Your task:
Transcribe all of the material below word for word and leave out its pictures.

Available data:
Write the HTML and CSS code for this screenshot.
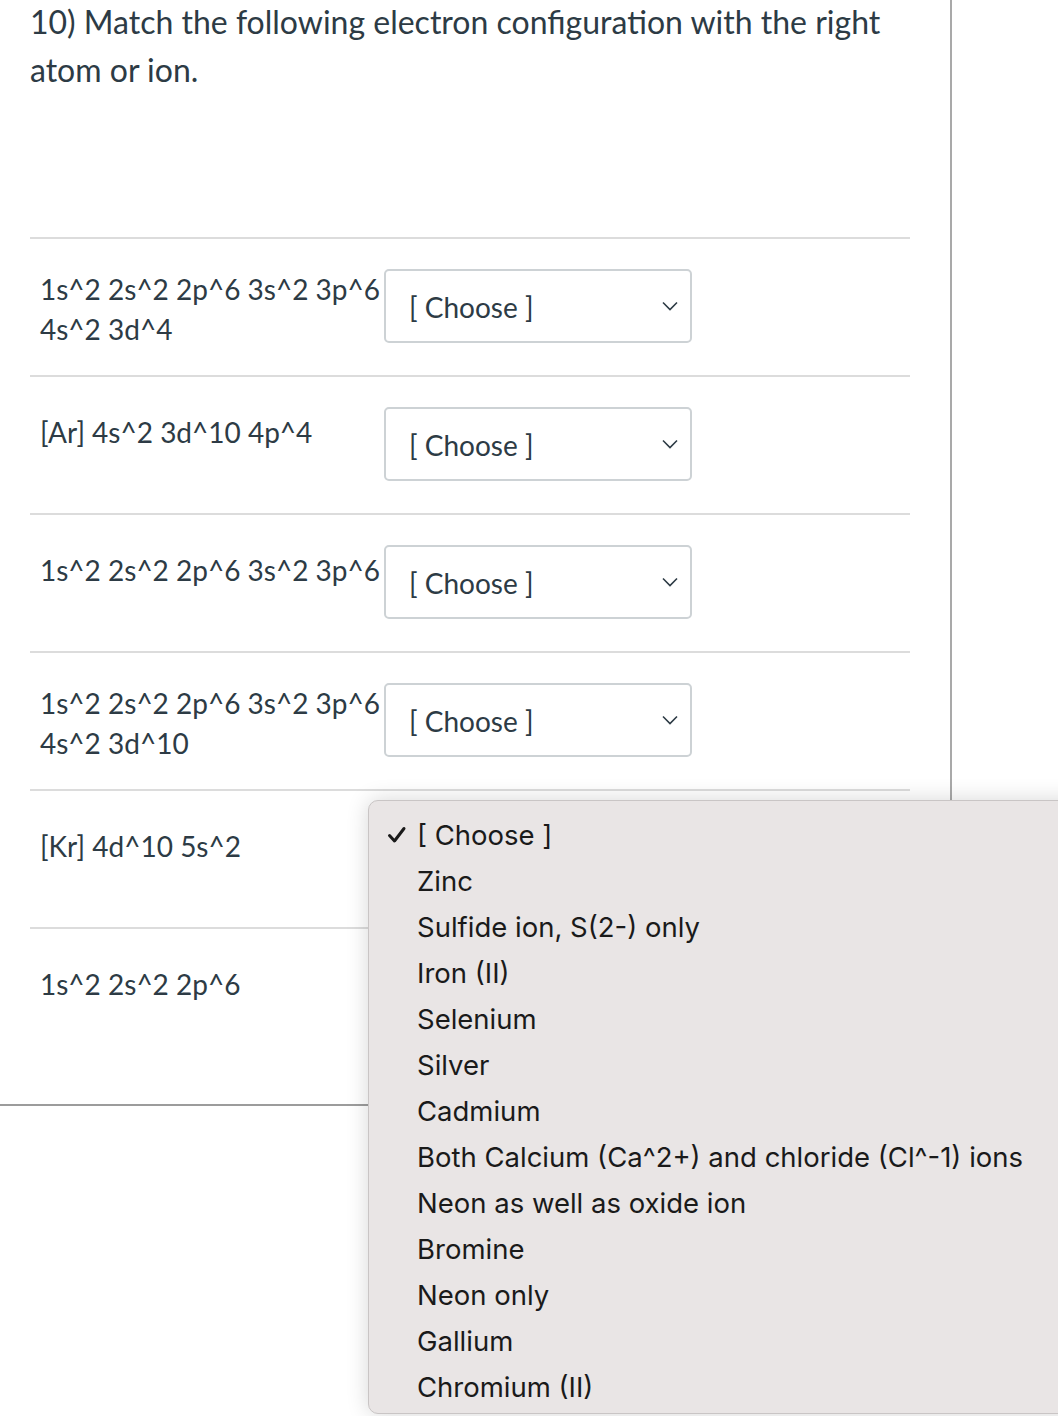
FILE: index.html
```html
<!DOCTYPE html>
<html>
<head>
<meta charset="utf-8">
<link rel="stylesheet" href="styles.css">
</head>
<body>
<div class="question">
  <div class="qtext">10) Match the following electron configuration with the right atom or ion.</div>
  <div class="answers">
    <div class="row">
      <div class="label">1s^2 2s^2 2p^6 3s^2 3p^6 4s^2 3d^4</div>
      <div class="select"><span>[ Choose ]</span><svg class="chev" width="16" height="10" viewBox="0 0 16 10"><path d="M1 1.5 L8 8.5 L15 1.5" fill="none" stroke="#2d3b45" stroke-width="1.6"/></svg></div>
    </div>
    <div class="row">
      <div class="label single">[Ar] 4s^2 3d^10 4p^4</div>
      <div class="select"><span>[ Choose ]</span><svg class="chev" width="16" height="10" viewBox="0 0 16 10"><path d="M1 1.5 L8 8.5 L15 1.5" fill="none" stroke="#2d3b45" stroke-width="1.6"/></svg></div>
    </div>
    <div class="row">
      <div class="label single">1s^2 2s^2 2p^6 3s^2 3p^6</div>
      <div class="select"><span>[ Choose ]</span><svg class="chev" width="16" height="10" viewBox="0 0 16 10"><path d="M1 1.5 L8 8.5 L15 1.5" fill="none" stroke="#2d3b45" stroke-width="1.6"/></svg></div>
    </div>
    <div class="row">
      <div class="label">1s^2 2s^2 2p^6 3s^2 3p^6 4s^2 3d^10</div>
      <div class="select"><span>[ Choose ]</span><svg class="chev" width="16" height="10" viewBox="0 0 16 10"><path d="M1 1.5 L8 8.5 L15 1.5" fill="none" stroke="#2d3b45" stroke-width="1.6"/></svg></div>
    </div>
    <div class="row">
      <div class="label single">[Kr] 4d^10 5s^2</div>
    </div>
    <div class="row">
      <div class="label single">1s^2 2s^2 2p^6</div>
    </div>
  </div>
</div>
<div class="menu">
  <div class="item checked"><svg class="check" width="20" height="18" viewBox="0 0 20 18"><path d="M2.5 9.5 L7.5 15 L17 2.5" fill="none" stroke="#1a1a1a" stroke-width="3" stroke-linecap="round" stroke-linejoin="round"/></svg>[ Choose ]</div>
  <div class="item">Zinc</div>
  <div class="item">Sulfide ion, S(2-) only</div>
  <div class="item">Iron (II)</div>
  <div class="item">Selenium</div>
  <div class="item">Silver</div>
  <div class="item">Cadmium</div>
  <div class="item">Both Calcium (Ca^2+) and chloride (Cl^-1) ions</div>
  <div class="item">Neon as well as oxide ion</div>
  <div class="item">Bromine</div>
  <div class="item">Neon only</div>
  <div class="item">Gallium</div>
  <div class="item">Chromium (II)</div>
</div>
</body>
</html>
```

FILE: styles.css
```css
html, body {
  margin: 0;
  padding: 0;
  background: #fff;
  overflow: hidden;
}
body {
  width: 1058px;
  height: 1416px;
  position: relative;
  font-family: Lato, "Liberation Sans", sans-serif;
  color: #2d3b45;
}
.question {
  width: 950px;
  height: 1106px;
  border-right: 2px solid #a9a9a9;
  border-bottom: 2px solid #9c9c9c;
}
.qtext {
  padding: 0 40px 0 30px;
  margin-top: -2px;
  font-size: 32px;
  line-height: 48px;
  height: 239px;
}
.answers {
  margin-left: 30px;
  width: 880px;
}
.row {
  border-top: 2px solid #dcdcdc;
  height: 106px;
  padding-top: 30px;
  display: flex;
  align-items: flex-start;
}
.label {
  width: 345px;
  padding-left: 10px;
  flex: none;
  font-size: 28px;
  line-height: 40px;
}
.label.single {
  margin-top: 5px;
}
.select {
  width: 269px;
  height: 70px;
  border: 2px solid #cdd2d5;
  border-radius: 5px;
  display: flex;
  align-items: center;
  justify-content: space-between;
  padding: 0 12px 0 23px;
  margin-left: -1px;
  font-size: 28px;
}
.select span {
  margin-top: 2px;
}
.chev {
  display: block;
}
.menu {
  position: absolute;
  left: 368px;
  top: 800px;
  width: 720px;
  height: 614px;
  background: #e9e5e5;
  border: 1px solid #c9c5c5;
  border-radius: 10px;
  box-shadow: 0 0 22px rgba(0, 0, 0, 0.16);
  padding-top: 11px;
  box-sizing: border-box;
  font-family: Inter, "Noto Sans", sans-serif;
  font-size: 27.5px;
  color: #1a1a1a;
}
.item {
  height: 46px;
  line-height: 46px;
  padding-left: 48px;
  position: relative;
  white-space: nowrap;
}
.check {
  position: absolute;
  left: 18px;
  top: 14px;
}
```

Output of the task:
Write the HTML and CSS code for this screenshot.
FILE: index.html
```html
<!DOCTYPE html>
<html>
<head>
<meta charset="utf-8">
<link rel="stylesheet" href="styles.css">
</head>
<body>
<div class="question">
  <div class="qtext">10) Match the following electron configuration with the right atom or ion.</div>
  <div class="answers">
    <div class="row">
      <div class="label">1s^2 2s^2 2p^6 3s^2 3p^6 4s^2 3d^4</div>
      <div class="select"><span>[ Choose ]</span><svg class="chev" width="16" height="10" viewBox="0 0 16 10"><path d="M1 1.5 L8 8.5 L15 1.5" fill="none" stroke="#2d3b45" stroke-width="1.6"/></svg></div>
    </div>
    <div class="row">
      <div class="label single">[Ar] 4s^2 3d^10 4p^4</div>
      <div class="select"><span>[ Choose ]</span><svg class="chev" width="16" height="10" viewBox="0 0 16 10"><path d="M1 1.5 L8 8.5 L15 1.5" fill="none" stroke="#2d3b45" stroke-width="1.6"/></svg></div>
    </div>
    <div class="row">
      <div class="label single">1s^2 2s^2 2p^6 3s^2 3p^6</div>
      <div class="select"><span>[ Choose ]</span><svg class="chev" width="16" height="10" viewBox="0 0 16 10"><path d="M1 1.5 L8 8.5 L15 1.5" fill="none" stroke="#2d3b45" stroke-width="1.6"/></svg></div>
    </div>
    <div class="row">
      <div class="label">1s^2 2s^2 2p^6 3s^2 3p^6 4s^2 3d^10</div>
      <div class="select"><span>[ Choose ]</span><svg class="chev" width="16" height="10" viewBox="0 0 16 10"><path d="M1 1.5 L8 8.5 L15 1.5" fill="none" stroke="#2d3b45" stroke-width="1.6"/></svg></div>
    </div>
    <div class="row">
      <div class="label single">[Kr] 4d^10 5s^2</div>
    </div>
    <div class="row">
      <div class="label single">1s^2 2s^2 2p^6</div>
    </div>
  </div>
</div>
<div class="menu">
  <div class="item checked"><svg class="check" width="20" height="18" viewBox="0 0 20 18"><path d="M2.5 9.5 L7.5 15 L17 2.5" fill="none" stroke="#1a1a1a" stroke-width="3" stroke-linecap="round" stroke-linejoin="round"/></svg>[ Choose ]</div>
  <div class="item">Zinc</div>
  <div class="item">Sulfide ion, S(2-) only</div>
  <div class="item">Iron (II)</div>
  <div class="item">Selenium</div>
  <div class="item">Silver</div>
  <div class="item">Cadmium</div>
  <div class="item">Both Calcium (Ca^2+) and chloride (Cl^-1) ions</div>
  <div class="item">Neon as well as oxide ion</div>
  <div class="item">Bromine</div>
  <div class="item">Neon only</div>
  <div class="item">Gallium</div>
  <div class="item">Chromium (II)</div>
</div>
</body>
</html>
```

FILE: styles.css
```css
html, body {
  margin: 0;
  padding: 0;
  background: #fff;
  overflow: hidden;
}
body {
  width: 1058px;
  height: 1416px;
  position: relative;
  font-family: Lato, "Liberation Sans", sans-serif;
  color: #2d3b45;
}
.question {
  width: 950px;
  height: 1106px;
  border-right: 2px solid #a9a9a9;
  border-bottom: 2px solid #9c9c9c;
}
.qtext {
  padding: 0 40px 0 30px;
  margin-top: -2px;
  font-size: 32px;
  line-height: 48px;
  height: 239px;
}
.answers {
  margin-left: 30px;
  width: 880px;
}
.row {
  border-top: 2px solid #dcdcdc;
  height: 106px;
  padding-top: 30px;
  display: flex;
  align-items: flex-start;
}
.label {
  width: 345px;
  padding-left: 10px;
  flex: none;
  font-size: 28px;
  line-height: 40px;
}
.label.single {
  margin-top: 5px;
}
.select {
  width: 269px;
  height: 70px;
  border: 2px solid #cdd2d5;
  border-radius: 5px;
  display: flex;
  align-items: center;
  justify-content: space-between;
  padding: 0 12px 0 23px;
  margin-left: -1px;
  font-size: 28px;
}
.select span {
  margin-top: 2px;
}
.chev {
  display: block;
}
.menu {
  position: absolute;
  left: 368px;
  top: 800px;
  width: 720px;
  height: 614px;
  background: #e9e5e5;
  border: 1px solid #c9c5c5;
  border-radius: 10px;
  box-shadow: 0 0 22px rgba(0, 0, 0, 0.16);
  padding-top: 11px;
  box-sizing: border-box;
  font-family: Inter, "Noto Sans", sans-serif;
  font-size: 27.5px;
  color: #1a1a1a;
}
.item {
  height: 46px;
  line-height: 46px;
  padding-left: 48px;
  position: relative;
  white-space: nowrap;
}
.check {
  position: absolute;
  left: 18px;
  top: 14px;
}
```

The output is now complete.